Identify and reproduce every line holding the string "using".

----------------

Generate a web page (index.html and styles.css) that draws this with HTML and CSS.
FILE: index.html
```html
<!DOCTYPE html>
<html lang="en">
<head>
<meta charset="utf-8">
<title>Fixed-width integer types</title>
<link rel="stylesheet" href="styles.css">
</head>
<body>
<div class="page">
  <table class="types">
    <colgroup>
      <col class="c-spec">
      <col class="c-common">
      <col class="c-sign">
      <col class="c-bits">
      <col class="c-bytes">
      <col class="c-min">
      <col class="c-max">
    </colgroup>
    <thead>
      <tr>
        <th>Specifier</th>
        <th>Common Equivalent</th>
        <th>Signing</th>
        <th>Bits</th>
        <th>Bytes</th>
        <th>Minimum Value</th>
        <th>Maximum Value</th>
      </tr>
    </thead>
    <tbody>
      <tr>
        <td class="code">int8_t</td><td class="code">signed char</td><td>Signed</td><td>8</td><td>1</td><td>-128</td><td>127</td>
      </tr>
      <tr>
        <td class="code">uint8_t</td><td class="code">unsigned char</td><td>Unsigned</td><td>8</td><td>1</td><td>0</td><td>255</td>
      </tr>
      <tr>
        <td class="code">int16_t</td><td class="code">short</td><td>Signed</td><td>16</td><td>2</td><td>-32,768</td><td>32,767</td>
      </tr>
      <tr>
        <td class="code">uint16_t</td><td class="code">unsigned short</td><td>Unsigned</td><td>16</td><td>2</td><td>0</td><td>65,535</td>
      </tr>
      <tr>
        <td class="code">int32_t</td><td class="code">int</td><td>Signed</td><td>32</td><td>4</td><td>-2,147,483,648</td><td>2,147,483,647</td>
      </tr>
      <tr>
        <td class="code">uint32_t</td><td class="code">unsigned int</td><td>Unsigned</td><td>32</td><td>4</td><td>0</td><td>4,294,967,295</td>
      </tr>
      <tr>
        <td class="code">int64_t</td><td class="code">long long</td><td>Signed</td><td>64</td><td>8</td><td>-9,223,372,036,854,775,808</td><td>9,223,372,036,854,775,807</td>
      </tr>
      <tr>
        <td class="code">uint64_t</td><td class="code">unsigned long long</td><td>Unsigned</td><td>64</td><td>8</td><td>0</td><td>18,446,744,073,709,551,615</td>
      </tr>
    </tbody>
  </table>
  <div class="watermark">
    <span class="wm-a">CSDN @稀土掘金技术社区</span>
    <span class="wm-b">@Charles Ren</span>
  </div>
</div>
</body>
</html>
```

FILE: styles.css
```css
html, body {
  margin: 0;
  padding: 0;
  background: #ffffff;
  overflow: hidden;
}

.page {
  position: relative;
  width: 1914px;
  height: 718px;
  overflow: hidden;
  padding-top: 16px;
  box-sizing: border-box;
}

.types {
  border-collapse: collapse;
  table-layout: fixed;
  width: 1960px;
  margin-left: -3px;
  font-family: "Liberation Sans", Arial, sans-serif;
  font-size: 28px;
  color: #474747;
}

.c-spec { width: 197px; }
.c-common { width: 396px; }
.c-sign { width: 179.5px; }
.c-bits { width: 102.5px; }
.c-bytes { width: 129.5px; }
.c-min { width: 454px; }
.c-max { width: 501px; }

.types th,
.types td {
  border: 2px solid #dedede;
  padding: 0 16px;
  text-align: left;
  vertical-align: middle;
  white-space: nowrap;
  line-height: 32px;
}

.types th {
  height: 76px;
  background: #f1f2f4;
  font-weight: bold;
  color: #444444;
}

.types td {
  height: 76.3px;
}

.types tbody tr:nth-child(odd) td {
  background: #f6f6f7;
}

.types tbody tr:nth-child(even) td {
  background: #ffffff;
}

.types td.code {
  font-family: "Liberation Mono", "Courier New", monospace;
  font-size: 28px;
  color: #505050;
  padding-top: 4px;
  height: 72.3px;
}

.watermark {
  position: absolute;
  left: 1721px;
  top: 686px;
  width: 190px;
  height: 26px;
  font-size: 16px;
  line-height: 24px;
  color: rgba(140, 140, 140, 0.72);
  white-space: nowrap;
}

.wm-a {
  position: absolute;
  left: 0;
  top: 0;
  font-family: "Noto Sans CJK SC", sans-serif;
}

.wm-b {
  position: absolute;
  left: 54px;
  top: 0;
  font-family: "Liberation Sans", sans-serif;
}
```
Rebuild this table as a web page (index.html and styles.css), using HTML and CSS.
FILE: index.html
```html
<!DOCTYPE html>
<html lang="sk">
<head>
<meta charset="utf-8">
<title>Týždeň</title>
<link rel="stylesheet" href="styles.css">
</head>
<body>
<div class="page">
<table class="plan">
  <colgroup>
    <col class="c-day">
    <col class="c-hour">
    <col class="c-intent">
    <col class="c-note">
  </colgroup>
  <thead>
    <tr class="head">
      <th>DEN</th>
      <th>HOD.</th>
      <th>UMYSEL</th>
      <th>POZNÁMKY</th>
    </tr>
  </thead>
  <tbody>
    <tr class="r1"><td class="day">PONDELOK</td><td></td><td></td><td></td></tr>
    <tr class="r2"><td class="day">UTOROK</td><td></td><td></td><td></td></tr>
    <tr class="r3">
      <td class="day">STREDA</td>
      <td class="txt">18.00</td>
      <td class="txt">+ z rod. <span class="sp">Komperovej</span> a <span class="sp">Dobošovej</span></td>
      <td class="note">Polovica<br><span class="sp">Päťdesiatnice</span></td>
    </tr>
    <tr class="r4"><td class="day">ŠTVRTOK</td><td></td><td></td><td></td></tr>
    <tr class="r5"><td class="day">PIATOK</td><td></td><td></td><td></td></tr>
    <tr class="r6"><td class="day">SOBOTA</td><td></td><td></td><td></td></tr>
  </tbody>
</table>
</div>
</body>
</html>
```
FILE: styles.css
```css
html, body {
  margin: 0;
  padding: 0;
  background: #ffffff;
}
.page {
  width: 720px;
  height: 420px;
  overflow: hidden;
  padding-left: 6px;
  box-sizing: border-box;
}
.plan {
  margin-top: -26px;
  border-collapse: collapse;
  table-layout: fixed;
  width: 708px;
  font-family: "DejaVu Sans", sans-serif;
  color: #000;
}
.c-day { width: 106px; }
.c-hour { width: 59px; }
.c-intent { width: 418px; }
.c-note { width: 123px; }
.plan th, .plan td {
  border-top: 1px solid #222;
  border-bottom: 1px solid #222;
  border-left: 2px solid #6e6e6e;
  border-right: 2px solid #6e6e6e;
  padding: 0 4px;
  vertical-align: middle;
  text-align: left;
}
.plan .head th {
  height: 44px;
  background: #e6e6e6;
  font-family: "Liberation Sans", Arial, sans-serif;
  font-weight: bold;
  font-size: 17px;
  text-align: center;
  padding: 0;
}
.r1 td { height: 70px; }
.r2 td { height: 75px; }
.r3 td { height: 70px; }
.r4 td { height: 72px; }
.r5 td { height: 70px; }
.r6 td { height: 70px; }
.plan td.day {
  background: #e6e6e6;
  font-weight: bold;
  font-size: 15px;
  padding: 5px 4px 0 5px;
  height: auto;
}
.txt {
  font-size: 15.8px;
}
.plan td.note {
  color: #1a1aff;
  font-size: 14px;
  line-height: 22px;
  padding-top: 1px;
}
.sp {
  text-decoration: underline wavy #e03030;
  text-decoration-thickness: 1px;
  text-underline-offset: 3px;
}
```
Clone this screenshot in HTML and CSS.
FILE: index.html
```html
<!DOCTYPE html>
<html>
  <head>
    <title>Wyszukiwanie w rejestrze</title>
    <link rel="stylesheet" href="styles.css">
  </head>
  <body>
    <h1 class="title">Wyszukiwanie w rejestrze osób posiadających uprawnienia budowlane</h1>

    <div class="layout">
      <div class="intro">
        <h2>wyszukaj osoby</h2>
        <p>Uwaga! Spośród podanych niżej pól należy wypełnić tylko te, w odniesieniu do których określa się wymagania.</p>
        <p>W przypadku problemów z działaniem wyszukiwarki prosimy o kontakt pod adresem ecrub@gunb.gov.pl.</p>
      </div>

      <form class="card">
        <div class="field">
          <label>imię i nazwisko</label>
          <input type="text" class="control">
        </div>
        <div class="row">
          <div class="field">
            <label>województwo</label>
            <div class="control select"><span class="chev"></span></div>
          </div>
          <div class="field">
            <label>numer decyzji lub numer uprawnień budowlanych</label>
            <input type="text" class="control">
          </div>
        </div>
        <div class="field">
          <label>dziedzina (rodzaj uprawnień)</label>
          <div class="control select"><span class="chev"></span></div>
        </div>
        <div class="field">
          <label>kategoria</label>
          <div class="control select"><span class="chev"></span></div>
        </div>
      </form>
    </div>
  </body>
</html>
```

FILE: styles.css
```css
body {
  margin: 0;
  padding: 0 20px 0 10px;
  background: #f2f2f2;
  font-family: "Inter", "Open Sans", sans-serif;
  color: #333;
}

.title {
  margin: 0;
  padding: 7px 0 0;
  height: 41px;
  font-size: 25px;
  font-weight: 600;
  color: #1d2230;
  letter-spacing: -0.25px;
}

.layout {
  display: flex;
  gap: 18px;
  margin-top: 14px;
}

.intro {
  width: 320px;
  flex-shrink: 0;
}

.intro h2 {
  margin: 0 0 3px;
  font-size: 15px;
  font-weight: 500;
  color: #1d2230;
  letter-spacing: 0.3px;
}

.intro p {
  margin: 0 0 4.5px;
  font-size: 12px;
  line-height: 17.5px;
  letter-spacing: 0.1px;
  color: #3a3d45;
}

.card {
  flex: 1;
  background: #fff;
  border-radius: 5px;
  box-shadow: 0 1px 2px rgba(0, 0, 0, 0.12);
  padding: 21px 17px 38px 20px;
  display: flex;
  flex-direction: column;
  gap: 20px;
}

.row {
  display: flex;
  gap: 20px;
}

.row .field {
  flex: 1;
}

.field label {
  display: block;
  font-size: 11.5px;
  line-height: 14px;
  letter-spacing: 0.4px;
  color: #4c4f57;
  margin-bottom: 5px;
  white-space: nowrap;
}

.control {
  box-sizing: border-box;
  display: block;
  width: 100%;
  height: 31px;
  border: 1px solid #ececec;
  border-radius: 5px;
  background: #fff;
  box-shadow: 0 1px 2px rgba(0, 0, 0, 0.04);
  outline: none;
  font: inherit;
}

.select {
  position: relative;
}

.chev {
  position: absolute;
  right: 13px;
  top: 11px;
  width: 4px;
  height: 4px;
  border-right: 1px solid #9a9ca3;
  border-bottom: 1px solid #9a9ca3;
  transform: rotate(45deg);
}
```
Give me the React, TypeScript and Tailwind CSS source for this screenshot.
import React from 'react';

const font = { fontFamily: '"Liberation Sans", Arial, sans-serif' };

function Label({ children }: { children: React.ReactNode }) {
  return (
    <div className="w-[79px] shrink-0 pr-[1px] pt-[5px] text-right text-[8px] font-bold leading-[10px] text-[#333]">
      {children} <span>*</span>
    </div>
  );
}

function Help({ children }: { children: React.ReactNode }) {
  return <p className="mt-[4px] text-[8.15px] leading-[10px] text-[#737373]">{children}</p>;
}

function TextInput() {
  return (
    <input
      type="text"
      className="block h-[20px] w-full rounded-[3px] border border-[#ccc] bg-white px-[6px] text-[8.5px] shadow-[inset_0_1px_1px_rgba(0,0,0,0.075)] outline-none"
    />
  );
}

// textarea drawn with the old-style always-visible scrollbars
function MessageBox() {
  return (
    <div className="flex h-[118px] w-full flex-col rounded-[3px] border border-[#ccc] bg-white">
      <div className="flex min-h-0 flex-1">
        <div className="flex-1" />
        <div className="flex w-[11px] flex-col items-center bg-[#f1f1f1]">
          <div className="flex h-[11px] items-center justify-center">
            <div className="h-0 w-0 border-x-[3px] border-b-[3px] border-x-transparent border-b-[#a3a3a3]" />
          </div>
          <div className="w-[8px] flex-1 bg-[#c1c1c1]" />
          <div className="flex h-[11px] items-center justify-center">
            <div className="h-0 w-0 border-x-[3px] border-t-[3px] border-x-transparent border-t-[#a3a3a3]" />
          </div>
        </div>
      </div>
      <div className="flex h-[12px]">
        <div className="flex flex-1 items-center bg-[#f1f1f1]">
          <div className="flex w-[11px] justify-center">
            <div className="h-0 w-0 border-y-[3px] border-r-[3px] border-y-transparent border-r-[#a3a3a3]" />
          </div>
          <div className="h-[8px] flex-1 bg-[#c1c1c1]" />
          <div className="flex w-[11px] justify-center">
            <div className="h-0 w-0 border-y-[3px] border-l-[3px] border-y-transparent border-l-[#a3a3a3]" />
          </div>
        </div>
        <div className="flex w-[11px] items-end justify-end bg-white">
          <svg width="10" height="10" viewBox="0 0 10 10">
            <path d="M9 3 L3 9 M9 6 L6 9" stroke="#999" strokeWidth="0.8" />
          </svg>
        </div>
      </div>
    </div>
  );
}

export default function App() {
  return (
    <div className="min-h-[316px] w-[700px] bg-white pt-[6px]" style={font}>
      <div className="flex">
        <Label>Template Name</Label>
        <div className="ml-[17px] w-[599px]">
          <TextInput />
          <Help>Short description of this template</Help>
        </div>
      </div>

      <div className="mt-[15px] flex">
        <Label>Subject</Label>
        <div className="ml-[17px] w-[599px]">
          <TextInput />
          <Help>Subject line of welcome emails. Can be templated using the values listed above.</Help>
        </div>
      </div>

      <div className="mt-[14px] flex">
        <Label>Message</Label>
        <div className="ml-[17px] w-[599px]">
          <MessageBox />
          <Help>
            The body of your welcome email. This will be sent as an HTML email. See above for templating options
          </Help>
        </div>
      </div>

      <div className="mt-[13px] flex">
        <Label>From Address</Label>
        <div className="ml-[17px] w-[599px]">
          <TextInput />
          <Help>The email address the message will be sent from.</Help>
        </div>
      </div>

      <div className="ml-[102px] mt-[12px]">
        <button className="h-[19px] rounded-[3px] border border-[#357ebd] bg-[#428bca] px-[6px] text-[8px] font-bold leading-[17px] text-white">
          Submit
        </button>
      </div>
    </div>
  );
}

----------------

## Exercise response
Rebuild this table as a web page (index.html and styles.css), using HTML and CSS.
          <Help>Subject line of welcome emails. Can be templated using the values listed above.</Help>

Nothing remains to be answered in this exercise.